#### Work to do:
List each line of the data in which the string "styles" appears.

#### Dataset section:
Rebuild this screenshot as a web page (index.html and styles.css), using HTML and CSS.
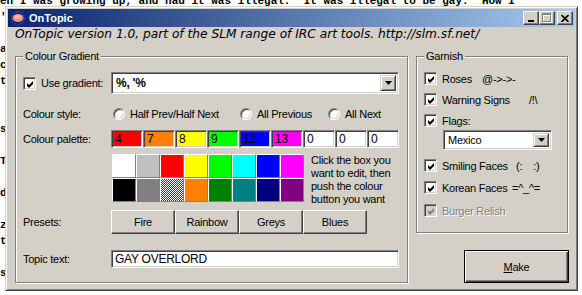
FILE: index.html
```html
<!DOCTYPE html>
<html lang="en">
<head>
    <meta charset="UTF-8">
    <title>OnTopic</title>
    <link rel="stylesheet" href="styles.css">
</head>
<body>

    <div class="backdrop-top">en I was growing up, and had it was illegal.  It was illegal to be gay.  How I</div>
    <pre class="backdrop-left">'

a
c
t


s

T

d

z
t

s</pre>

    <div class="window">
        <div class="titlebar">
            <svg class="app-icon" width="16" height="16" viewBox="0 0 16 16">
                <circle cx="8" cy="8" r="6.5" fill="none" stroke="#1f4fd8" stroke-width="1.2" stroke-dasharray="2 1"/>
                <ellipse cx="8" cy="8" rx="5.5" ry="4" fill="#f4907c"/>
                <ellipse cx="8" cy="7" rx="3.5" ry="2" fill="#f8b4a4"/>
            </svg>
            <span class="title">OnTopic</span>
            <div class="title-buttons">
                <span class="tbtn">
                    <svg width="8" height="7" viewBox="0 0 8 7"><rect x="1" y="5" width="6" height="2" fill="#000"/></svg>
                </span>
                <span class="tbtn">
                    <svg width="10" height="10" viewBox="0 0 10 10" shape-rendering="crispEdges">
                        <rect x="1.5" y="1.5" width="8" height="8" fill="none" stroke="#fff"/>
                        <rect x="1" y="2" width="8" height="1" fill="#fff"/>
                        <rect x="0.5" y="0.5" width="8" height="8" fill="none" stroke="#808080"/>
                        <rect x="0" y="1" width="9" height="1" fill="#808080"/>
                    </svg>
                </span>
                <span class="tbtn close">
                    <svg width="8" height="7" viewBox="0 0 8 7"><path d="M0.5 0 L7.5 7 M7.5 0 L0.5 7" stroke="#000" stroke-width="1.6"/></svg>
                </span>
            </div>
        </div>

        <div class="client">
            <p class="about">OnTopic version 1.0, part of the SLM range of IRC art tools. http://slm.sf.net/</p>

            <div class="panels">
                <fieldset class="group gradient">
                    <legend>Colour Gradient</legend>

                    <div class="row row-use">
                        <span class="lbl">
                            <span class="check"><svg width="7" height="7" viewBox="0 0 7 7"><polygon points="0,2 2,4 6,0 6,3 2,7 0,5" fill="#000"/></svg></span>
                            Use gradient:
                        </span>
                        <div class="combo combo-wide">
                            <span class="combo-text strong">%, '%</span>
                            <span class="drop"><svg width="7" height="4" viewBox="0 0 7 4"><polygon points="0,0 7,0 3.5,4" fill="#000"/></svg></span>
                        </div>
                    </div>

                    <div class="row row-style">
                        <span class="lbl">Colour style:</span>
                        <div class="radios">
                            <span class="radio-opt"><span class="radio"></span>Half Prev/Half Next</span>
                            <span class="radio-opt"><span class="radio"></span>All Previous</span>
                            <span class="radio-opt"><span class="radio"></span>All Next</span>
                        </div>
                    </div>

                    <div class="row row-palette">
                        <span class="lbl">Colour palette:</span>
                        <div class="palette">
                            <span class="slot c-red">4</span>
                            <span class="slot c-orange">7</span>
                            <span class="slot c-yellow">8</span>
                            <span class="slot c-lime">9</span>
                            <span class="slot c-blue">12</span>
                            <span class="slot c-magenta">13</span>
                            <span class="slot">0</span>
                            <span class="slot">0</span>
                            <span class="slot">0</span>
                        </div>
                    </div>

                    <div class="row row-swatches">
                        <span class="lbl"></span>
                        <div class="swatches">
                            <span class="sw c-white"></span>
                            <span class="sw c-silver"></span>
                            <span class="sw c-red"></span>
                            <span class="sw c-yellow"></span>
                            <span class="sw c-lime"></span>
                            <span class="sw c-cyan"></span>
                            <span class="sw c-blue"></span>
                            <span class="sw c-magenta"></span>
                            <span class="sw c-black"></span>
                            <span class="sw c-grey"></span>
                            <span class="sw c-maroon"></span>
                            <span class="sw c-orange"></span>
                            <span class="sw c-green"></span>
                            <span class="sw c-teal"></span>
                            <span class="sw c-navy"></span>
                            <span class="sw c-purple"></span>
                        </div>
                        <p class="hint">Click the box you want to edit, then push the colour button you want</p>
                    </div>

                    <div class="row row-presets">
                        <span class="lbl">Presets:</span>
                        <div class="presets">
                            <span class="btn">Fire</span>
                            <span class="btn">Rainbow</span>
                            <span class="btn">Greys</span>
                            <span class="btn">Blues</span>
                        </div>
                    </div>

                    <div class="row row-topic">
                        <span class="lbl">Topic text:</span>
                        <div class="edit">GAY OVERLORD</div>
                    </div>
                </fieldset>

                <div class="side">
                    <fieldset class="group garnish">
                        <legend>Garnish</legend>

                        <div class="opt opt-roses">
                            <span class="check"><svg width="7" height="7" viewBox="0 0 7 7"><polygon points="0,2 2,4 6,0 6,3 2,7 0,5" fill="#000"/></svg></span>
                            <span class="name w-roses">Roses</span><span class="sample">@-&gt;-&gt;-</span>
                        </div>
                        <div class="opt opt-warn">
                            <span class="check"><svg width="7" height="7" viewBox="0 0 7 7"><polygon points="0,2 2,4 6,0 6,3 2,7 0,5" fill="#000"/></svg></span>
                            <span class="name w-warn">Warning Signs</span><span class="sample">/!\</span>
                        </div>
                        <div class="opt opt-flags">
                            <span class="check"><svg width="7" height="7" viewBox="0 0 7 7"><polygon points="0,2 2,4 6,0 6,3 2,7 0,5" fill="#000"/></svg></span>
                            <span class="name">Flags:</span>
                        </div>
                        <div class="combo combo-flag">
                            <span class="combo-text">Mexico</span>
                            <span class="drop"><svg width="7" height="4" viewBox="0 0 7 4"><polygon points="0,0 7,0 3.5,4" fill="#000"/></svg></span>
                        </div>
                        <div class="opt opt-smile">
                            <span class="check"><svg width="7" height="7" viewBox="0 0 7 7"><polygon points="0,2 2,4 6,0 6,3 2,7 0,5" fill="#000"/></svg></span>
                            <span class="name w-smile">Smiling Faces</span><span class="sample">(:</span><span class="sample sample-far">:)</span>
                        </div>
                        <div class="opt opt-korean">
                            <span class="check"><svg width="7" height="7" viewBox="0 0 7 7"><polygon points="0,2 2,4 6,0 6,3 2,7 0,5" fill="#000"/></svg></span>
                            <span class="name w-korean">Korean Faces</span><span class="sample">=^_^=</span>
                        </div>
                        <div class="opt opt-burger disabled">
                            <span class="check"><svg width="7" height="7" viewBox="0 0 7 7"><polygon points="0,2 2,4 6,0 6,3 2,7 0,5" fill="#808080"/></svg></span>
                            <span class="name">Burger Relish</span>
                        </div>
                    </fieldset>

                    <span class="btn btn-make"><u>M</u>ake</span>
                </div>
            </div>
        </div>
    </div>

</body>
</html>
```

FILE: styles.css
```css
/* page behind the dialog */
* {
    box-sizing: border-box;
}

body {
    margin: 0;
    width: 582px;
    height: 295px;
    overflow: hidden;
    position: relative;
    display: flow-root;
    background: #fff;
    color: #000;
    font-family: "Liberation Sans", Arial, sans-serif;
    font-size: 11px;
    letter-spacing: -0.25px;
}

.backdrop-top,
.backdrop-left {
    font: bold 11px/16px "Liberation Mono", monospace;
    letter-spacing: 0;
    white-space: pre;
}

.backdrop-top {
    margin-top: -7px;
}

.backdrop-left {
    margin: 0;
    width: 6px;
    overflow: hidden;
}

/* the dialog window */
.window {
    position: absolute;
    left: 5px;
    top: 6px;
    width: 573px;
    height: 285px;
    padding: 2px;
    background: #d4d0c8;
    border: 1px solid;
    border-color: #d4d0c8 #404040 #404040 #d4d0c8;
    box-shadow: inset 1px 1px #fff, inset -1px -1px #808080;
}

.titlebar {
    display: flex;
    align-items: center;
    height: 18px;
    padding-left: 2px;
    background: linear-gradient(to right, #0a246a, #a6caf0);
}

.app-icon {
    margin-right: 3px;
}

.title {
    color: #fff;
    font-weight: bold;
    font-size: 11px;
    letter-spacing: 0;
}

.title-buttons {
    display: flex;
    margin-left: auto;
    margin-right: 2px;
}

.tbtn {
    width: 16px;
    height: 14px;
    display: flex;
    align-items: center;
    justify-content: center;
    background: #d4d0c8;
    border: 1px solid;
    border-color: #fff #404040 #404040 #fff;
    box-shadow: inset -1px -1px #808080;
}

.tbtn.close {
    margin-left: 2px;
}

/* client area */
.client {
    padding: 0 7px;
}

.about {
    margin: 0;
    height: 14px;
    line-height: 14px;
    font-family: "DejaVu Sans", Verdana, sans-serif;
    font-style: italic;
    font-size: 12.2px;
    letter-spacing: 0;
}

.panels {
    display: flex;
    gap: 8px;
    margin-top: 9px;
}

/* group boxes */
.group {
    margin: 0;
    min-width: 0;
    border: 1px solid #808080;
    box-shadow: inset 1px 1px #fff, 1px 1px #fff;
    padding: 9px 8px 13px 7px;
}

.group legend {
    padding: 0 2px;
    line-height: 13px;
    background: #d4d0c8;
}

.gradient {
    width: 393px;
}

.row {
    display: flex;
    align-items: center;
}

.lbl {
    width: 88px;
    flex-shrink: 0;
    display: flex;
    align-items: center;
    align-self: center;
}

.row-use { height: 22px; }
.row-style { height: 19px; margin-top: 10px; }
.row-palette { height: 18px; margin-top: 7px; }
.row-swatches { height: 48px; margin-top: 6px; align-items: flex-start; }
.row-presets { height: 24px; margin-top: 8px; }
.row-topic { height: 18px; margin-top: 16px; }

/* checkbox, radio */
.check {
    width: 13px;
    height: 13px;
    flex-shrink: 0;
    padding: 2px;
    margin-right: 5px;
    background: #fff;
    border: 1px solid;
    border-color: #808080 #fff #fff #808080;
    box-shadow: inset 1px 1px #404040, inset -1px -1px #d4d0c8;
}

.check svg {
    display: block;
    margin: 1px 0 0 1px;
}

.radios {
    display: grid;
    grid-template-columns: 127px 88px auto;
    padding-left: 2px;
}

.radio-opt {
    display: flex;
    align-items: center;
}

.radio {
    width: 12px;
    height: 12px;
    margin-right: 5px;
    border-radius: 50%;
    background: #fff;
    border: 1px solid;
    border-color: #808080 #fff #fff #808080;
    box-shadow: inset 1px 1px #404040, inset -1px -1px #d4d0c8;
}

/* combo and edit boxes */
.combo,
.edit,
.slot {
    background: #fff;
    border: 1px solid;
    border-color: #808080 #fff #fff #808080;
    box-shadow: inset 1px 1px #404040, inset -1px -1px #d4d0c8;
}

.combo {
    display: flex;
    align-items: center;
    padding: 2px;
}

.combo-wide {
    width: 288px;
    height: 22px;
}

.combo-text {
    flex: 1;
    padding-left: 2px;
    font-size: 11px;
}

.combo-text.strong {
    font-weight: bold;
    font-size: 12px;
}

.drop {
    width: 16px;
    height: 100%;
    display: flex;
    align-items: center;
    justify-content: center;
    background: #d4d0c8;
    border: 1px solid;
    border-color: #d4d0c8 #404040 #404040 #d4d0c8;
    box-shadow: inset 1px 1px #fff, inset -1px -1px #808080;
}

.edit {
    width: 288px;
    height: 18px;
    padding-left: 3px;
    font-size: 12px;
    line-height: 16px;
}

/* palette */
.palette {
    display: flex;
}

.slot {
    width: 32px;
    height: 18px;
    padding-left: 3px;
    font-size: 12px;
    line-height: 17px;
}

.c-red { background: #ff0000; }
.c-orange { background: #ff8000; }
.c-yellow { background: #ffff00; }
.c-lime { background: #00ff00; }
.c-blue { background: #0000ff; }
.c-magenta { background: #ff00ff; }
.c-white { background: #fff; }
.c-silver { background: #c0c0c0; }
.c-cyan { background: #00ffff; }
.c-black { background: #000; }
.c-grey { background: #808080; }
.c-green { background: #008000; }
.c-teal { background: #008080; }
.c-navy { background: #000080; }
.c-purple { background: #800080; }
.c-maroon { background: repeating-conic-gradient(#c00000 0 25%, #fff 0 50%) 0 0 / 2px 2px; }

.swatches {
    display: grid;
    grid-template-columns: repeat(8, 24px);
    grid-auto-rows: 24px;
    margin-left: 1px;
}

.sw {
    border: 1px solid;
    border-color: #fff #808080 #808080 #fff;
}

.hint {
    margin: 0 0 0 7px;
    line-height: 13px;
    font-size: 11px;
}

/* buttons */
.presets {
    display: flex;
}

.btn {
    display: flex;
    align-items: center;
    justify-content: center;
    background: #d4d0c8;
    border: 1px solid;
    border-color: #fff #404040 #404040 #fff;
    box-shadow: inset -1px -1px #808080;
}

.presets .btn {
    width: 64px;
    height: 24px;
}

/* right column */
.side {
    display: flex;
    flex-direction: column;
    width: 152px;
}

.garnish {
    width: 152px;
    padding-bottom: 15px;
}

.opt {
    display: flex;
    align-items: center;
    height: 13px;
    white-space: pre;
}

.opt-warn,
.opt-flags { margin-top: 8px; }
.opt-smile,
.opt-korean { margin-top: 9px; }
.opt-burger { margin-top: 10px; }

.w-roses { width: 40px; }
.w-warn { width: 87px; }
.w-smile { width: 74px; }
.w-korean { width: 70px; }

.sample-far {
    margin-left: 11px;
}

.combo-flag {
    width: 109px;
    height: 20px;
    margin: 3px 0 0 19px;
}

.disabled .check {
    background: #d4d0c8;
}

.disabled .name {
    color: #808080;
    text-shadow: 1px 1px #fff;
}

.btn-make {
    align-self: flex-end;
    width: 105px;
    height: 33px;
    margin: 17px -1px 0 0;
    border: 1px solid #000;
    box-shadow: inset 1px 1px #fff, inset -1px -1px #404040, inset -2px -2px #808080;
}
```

#### Exercise output:
Rebuild this screenshot as a web page (index.html and styles.css), using HTML and CSS.
    <link rel="stylesheet" href="styles.css">
FILE: styles.css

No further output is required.